▶ **WHAT IS NEEDED**: Copy every line in which the string "this" occurs.

═══ TASK INPUTS

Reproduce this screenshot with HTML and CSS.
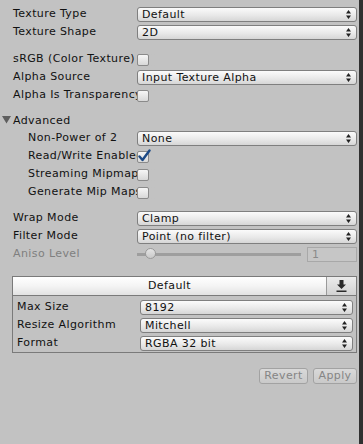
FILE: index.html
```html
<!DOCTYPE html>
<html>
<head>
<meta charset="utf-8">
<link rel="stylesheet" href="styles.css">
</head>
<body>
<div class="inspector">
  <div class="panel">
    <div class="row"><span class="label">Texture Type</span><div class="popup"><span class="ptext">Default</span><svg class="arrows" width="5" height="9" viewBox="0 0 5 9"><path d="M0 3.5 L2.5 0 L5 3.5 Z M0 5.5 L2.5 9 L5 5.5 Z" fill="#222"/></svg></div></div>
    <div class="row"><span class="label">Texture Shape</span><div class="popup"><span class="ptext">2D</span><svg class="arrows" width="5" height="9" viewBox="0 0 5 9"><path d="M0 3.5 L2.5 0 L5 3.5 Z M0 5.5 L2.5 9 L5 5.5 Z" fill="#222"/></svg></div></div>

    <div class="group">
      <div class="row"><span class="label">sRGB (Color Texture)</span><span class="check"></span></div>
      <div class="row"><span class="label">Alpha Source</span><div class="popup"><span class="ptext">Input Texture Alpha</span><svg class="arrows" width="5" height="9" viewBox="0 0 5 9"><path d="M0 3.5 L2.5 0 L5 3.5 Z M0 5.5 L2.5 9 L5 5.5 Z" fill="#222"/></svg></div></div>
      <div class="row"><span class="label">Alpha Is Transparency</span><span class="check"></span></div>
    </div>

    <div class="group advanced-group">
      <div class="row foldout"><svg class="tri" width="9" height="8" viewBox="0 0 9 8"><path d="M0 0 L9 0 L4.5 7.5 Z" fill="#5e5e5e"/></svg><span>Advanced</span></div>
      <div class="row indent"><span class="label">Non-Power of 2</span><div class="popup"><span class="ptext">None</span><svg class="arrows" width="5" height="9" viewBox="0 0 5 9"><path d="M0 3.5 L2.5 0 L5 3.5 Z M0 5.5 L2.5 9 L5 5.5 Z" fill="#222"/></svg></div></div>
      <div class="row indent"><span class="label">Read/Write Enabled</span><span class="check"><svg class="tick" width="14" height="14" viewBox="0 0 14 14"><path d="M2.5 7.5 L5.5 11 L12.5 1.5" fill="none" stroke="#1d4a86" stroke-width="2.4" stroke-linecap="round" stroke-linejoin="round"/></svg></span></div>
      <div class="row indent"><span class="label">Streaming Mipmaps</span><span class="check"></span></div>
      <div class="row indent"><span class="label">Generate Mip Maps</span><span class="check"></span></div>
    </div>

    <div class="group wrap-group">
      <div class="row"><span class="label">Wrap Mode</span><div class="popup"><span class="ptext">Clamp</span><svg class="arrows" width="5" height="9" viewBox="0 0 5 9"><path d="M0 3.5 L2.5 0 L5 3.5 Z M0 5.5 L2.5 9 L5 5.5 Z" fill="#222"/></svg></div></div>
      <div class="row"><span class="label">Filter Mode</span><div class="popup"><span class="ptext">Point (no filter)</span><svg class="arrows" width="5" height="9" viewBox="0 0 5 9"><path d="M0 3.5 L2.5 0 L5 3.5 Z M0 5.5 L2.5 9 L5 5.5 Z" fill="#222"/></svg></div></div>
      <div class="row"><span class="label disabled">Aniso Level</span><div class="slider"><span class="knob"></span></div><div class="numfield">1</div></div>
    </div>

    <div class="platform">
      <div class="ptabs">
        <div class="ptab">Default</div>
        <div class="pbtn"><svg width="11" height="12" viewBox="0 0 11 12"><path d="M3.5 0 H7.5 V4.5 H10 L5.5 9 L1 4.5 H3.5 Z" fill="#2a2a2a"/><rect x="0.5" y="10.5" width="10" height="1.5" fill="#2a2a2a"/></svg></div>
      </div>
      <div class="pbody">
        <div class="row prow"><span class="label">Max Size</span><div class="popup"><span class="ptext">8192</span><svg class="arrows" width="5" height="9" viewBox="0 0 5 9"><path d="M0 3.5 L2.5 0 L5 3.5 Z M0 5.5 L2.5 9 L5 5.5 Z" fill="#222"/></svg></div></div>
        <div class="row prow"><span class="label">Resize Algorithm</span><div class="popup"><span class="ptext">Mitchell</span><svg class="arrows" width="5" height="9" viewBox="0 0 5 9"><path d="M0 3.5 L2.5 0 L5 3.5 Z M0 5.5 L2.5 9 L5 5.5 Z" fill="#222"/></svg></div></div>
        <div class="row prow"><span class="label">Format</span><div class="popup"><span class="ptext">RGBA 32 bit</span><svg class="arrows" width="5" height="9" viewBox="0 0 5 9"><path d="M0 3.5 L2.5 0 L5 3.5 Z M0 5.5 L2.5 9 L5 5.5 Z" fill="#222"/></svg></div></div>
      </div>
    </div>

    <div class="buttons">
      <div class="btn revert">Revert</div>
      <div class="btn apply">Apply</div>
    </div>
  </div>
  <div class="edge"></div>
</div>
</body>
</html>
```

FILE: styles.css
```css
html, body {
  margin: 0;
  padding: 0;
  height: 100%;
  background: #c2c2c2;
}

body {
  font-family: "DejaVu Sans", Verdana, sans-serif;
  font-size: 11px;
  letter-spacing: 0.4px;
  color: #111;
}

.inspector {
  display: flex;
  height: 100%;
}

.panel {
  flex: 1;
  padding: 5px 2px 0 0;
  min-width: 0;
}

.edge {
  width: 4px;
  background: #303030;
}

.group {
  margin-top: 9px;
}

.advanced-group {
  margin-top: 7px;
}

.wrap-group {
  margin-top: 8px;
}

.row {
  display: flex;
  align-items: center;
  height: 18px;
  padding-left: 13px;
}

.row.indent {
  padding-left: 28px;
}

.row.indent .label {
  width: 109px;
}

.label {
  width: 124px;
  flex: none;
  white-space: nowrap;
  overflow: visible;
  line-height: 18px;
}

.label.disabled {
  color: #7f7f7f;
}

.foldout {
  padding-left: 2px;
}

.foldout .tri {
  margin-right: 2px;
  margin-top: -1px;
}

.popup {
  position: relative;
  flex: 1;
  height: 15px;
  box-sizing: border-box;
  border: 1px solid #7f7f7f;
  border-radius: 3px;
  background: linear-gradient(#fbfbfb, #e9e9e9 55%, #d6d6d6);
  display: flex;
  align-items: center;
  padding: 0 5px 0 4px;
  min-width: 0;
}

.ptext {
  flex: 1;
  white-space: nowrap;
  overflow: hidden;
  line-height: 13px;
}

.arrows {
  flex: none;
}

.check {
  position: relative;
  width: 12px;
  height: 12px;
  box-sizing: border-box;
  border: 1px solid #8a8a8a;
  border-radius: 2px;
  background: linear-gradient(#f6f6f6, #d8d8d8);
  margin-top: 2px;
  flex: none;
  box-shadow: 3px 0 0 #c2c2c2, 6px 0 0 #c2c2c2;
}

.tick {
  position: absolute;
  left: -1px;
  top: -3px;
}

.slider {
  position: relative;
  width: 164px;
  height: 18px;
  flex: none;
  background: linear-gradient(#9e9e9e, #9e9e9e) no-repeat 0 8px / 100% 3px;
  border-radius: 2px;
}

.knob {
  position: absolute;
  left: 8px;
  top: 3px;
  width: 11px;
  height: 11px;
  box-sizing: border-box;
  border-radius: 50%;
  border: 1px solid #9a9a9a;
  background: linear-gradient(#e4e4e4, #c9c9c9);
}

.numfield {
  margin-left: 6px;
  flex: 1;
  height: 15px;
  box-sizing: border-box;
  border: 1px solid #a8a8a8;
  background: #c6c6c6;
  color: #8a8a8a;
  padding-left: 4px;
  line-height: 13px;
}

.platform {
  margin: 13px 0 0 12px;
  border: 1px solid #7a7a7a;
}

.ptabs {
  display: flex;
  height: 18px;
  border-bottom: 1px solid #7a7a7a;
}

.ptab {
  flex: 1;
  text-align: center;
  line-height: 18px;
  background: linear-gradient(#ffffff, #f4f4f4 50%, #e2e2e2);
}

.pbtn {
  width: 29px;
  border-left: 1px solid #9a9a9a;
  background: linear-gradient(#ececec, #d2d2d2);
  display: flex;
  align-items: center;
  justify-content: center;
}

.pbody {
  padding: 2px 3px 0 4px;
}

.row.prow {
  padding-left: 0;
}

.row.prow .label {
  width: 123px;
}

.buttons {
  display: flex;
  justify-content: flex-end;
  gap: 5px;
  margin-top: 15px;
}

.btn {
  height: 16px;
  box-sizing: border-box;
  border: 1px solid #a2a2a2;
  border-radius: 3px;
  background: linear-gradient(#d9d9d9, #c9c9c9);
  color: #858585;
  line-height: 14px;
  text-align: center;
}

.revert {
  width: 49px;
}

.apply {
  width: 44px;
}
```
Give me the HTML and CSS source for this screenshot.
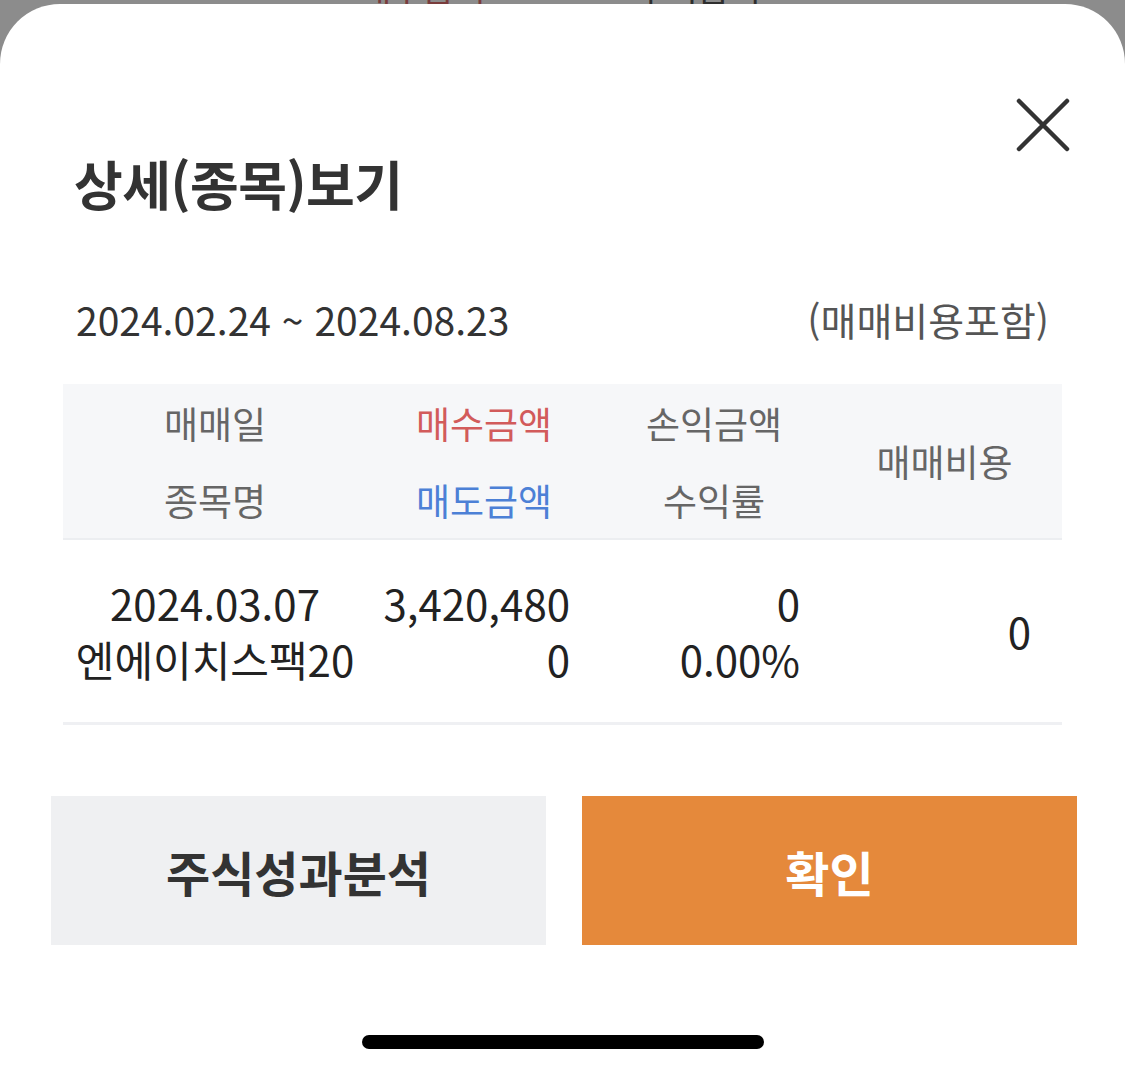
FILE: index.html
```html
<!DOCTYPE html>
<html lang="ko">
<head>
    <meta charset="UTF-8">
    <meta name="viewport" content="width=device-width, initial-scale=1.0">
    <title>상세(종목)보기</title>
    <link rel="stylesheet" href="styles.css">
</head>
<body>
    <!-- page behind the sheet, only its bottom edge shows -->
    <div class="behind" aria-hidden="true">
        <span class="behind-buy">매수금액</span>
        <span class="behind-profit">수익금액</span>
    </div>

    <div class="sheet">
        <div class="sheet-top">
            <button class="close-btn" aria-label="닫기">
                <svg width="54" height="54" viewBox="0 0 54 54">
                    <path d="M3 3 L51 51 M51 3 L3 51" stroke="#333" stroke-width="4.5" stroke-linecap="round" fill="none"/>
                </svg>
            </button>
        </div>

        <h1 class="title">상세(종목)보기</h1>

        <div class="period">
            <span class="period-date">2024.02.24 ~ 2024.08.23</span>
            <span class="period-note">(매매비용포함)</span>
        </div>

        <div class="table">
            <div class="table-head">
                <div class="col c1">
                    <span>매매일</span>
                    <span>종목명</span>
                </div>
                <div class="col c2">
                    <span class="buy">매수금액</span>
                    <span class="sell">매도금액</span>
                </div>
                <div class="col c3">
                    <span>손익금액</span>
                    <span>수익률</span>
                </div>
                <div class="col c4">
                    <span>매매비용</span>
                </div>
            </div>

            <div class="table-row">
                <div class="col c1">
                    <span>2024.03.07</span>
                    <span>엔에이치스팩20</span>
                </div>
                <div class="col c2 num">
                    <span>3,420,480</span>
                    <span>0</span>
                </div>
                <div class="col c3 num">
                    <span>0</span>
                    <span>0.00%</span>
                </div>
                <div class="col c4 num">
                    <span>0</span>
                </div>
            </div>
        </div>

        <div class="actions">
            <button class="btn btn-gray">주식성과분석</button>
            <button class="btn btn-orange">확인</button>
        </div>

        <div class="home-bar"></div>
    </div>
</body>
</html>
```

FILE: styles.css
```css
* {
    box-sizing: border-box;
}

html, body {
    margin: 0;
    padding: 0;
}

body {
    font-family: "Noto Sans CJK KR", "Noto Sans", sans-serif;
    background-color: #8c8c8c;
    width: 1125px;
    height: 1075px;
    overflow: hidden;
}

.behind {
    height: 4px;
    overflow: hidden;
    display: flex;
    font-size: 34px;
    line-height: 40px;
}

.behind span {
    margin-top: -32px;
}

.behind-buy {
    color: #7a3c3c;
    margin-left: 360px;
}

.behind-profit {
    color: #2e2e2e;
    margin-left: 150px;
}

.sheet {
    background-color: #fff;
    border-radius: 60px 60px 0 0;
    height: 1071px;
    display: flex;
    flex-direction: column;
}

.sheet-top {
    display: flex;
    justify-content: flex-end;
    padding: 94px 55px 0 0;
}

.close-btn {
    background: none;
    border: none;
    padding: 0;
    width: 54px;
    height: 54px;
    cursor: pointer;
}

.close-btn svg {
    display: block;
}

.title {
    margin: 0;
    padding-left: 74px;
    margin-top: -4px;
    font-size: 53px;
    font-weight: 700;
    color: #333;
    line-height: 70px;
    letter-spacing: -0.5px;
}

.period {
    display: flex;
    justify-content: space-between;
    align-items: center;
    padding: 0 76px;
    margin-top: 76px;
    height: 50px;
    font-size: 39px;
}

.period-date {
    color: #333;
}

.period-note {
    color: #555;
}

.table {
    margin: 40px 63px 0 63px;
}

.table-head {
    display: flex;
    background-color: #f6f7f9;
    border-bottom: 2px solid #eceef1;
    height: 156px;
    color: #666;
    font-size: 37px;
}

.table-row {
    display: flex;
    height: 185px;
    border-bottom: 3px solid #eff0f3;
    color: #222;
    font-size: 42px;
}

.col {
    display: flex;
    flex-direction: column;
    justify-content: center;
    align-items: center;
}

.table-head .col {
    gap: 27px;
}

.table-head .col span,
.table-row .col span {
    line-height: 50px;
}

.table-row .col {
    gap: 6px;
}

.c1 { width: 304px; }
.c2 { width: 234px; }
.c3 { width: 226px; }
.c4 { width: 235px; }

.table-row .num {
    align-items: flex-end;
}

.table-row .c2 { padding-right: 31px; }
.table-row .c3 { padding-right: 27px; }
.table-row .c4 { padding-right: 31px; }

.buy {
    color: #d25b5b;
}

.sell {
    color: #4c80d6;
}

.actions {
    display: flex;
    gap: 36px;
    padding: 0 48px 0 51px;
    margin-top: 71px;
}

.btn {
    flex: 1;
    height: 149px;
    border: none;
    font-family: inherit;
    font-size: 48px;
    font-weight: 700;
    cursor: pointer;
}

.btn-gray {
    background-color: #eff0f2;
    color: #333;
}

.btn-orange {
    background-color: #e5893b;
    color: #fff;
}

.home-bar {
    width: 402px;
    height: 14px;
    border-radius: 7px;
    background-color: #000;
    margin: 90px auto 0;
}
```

══════

▶ **SOLUTION TO THE PROBLEM**:
Reproduce this screenshot with HTML and CSS.
Give me the HTML and CSS source for this screenshot.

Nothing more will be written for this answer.